Records from a data collection
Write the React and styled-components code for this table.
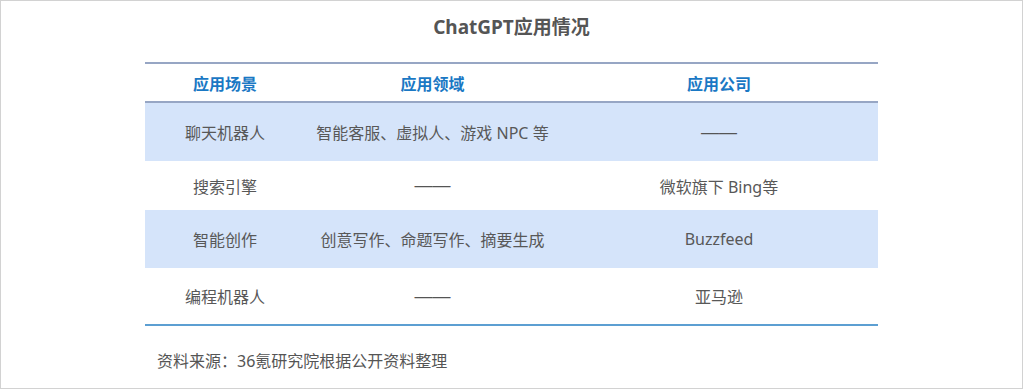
import React from "react"
import styled, { createGlobalStyle } from "styled-components"

const GlobalStyle = createGlobalStyle`
    html, body {
        margin: 0;
        padding: 0;
        background: #fff;
    }
    body {
        font-family: "Noto Sans", "Noto Sans CJK SC", sans-serif;
    }
`

const Frame = styled.div`
    box-sizing: border-box;
    width: 1023px;
    height: 389px;
    border: 1px solid #d2d2d2;
    display: flex;
    flex-direction: column;
`

const Title = styled.h1`
    margin: 0;
    height: 52px;
    padding-bottom: 2px;
    box-sizing: border-box;
    display: flex;
    align-items: center;
    justify-content: center;
    font-size: 19px;
    font-weight: 700;
    color: #555;
`

const Table = styled.div`
    margin: 9px 0 0 144px;
    width: 733px;
    border-top: 2px solid #97a6c4;
    border-bottom: 2px solid #5c9fd2;
`

const Row = styled.div`
    display: grid;
    grid-template-columns: 160px 255px 318px;
    height: ${p => p.h}px;
    background: ${p => (p.shaded ? "#d5e4fa" : "#fff")};
    border-bottom: ${p => (p.head ? "2px solid #97a6c4" : "none")};
`

const Cell = styled.div`
    display: flex;
    align-items: center;
    justify-content: center;
    font-size: 16px;
    font-weight: ${p => (p.head ? 700 : 400)};
    color: ${p => (p.head ? "#1a78c4" : "#585858")};
    white-space: nowrap;
`

const Dash = styled.span`
    font-family: "Liberation Sans", sans-serif;
    font-size: 18px;
    color: #555;
`

const Source = styled.p`
    margin: 0;
    padding: 22px 0 0 156px;
    font-size: 16px;
    color: #555;
`

const rows = [
    { h: 58, shaded: true, cells: ["聊天机器人", "智能客服、虚拟人、游戏 NPC 等", "——"] },
    { h: 49, cells: ["搜索引擎", "——", "微软旗下 Bing等"] },
    { h: 58, shaded: true, cells: ["智能创作", "创意写作、命题写作、摘要生成", "Buzzfeed"] },
    { h: 56, cells: ["编程机器人", "——", "亚马逊"] },
]

const App = () => (
    <>
        <GlobalStyle />
        <Frame>
            <Title>ChatGPT应用情况</Title>
            <Table>
                <Row h={37} head>
                    <Cell head>应用场景</Cell>
                    <Cell head>应用领域</Cell>
                    <Cell head>应用公司</Cell>
                </Row>
                {rows.map((r, i) => (
                    <Row key={i} h={r.h} shaded={r.shaded}>
                        {r.cells.map((c, j) => (
                            <Cell key={j}>{c === "——" ? <Dash>{c}</Dash> : c}</Cell>
                        ))}
                    </Row>
                ))}
            </Table>
            <Source>资料来源：36氪研究院根据公开资料整理</Source>
        </Frame>
    </>
)

export default App
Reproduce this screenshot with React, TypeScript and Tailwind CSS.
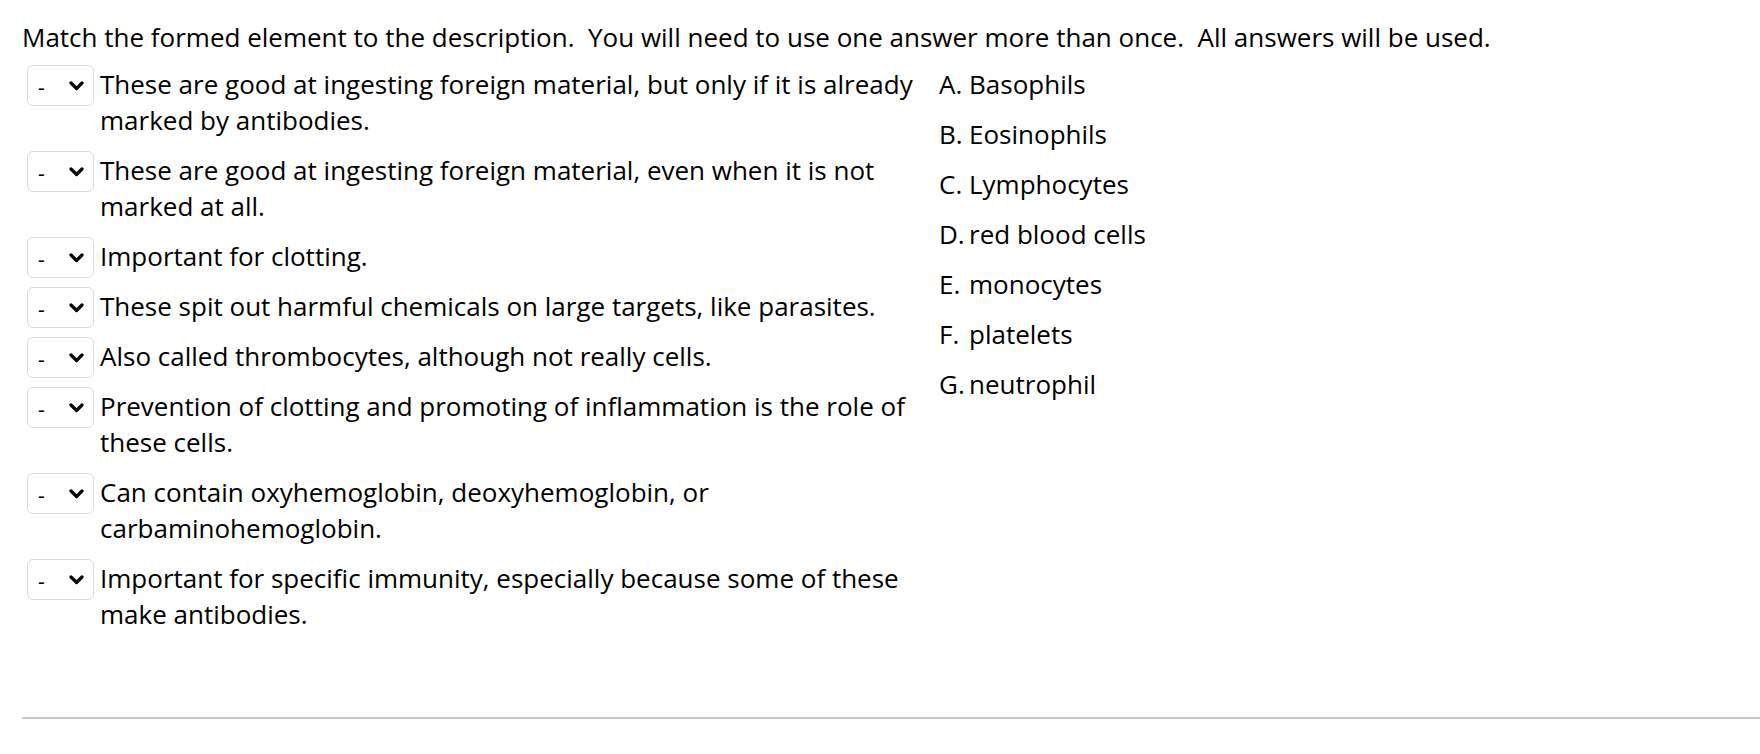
import React from 'react';

const QUESTIONS: string[] = [
    'These are good at ingesting foreign material, but only if it is already marked by antibodies.',
    'These are good at ingesting foreign material, even when it is not marked at all.',
    'Important for clotting.',
    'These spit out harmful chemicals on large targets, like parasites.',
    'Also called thrombocytes, although not really cells.',
    'Prevention of clotting and promoting of inflammation is the role of these cells.',
    'Can contain oxyhemoglobin, deoxyhemoglobin, or carbaminohemoglobin.',
    'Important for specific immunity, especially because some of these make antibodies.',
];

const ANSWERS: Array<[string, string]> = [
    ['A.', 'Basophils'],
    ['B.', 'Eosinophils'],
    ['C.', 'Lymphocytes'],
    ['D.', 'red blood cells'],
    ['E.', 'monocytes'],
    ['F.', 'platelets'],
    ['G.', 'neutrophil'],
];

const ChevronDown = () => (
    <svg width="15" height="10" viewBox="0 0 15 10" aria-hidden="true">
        <path d="M2 2 L7.5 7.5 L13 2" fill="none" stroke="#000" strokeWidth="3.2" strokeLinecap="round" strokeLinejoin="round" />
    </svg>
);

const AnswerSelect = () => (
    <div className="ml-[5px] -mb-[4px] flex h-[41px] w-[67px] shrink-0 items-center rounded-[6px] border border-[#dcdcdc] bg-white pl-[10px] pr-[9px]">
        <span className="mt-[4px] text-[21px] leading-none">-</span>
        <span className="ml-auto flex items-center">
            <ChevronDown />
        </span>
    </div>
);

export default function App() {
    return (
        <div className="min-h-[754px] bg-white pl-[22px] pt-[19px] text-black [font-family:'Open_Sans',sans-serif] text-[26px] leading-[36px]">
            <p className="mb-[10px]">
                Match the formed element to the description.{'\u00a0'} You will need to use one answer more than once.{'\u00a0'} All answers will be used.
            </p>

            <div className="flex items-start">
                <div className="flex w-[898px] flex-col gap-[13px]">
                    {QUESTIONS.map((text, i) => (
                        <div key={i} className="flex items-start">
                            <AnswerSelect />
                            <div className="ml-[6px] w-[822px] pt-px">{text}</div>
                        </div>
                    ))}
                </div>

                <ul className="ml-[19px] mt-px flex flex-col gap-[14px]">
                    {ANSWERS.map(([label, text]) => (
                        <li key={label} className="flex">
                            <span className="w-[30px] shrink-0">{label}</span>
                            <span>{text}</span>
                        </li>
                    ))}
                </ul>
            </div>

            <div className="mt-[85px] h-[2px] bg-[#c8c8c8]" />
        </div>
    );
}
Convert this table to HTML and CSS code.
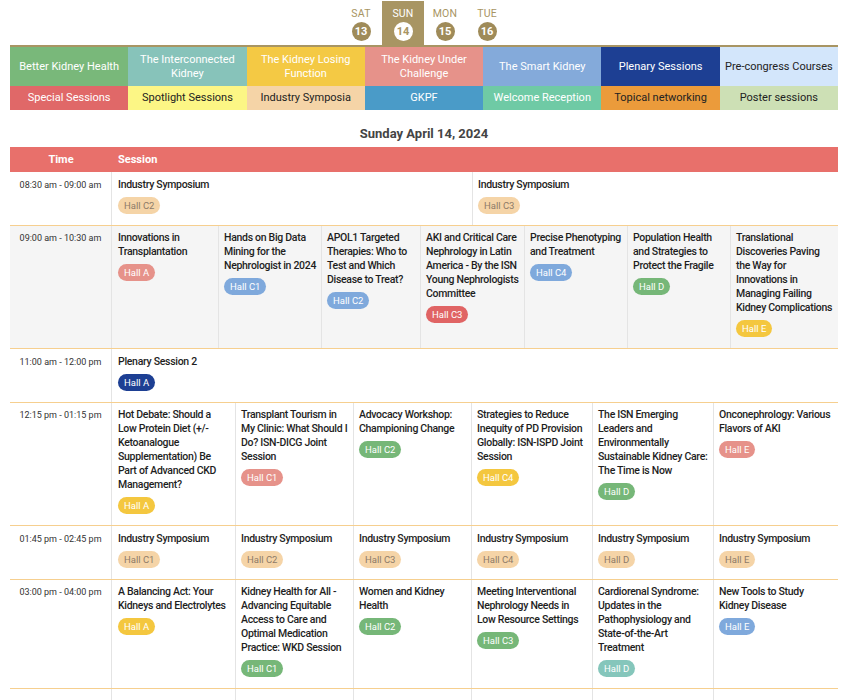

#### WHAT NEEDS TO BE DONE:
From the records above, work out how many lines contain the string "code". Give only the number.

#### RESULT OF THIS TASK:
2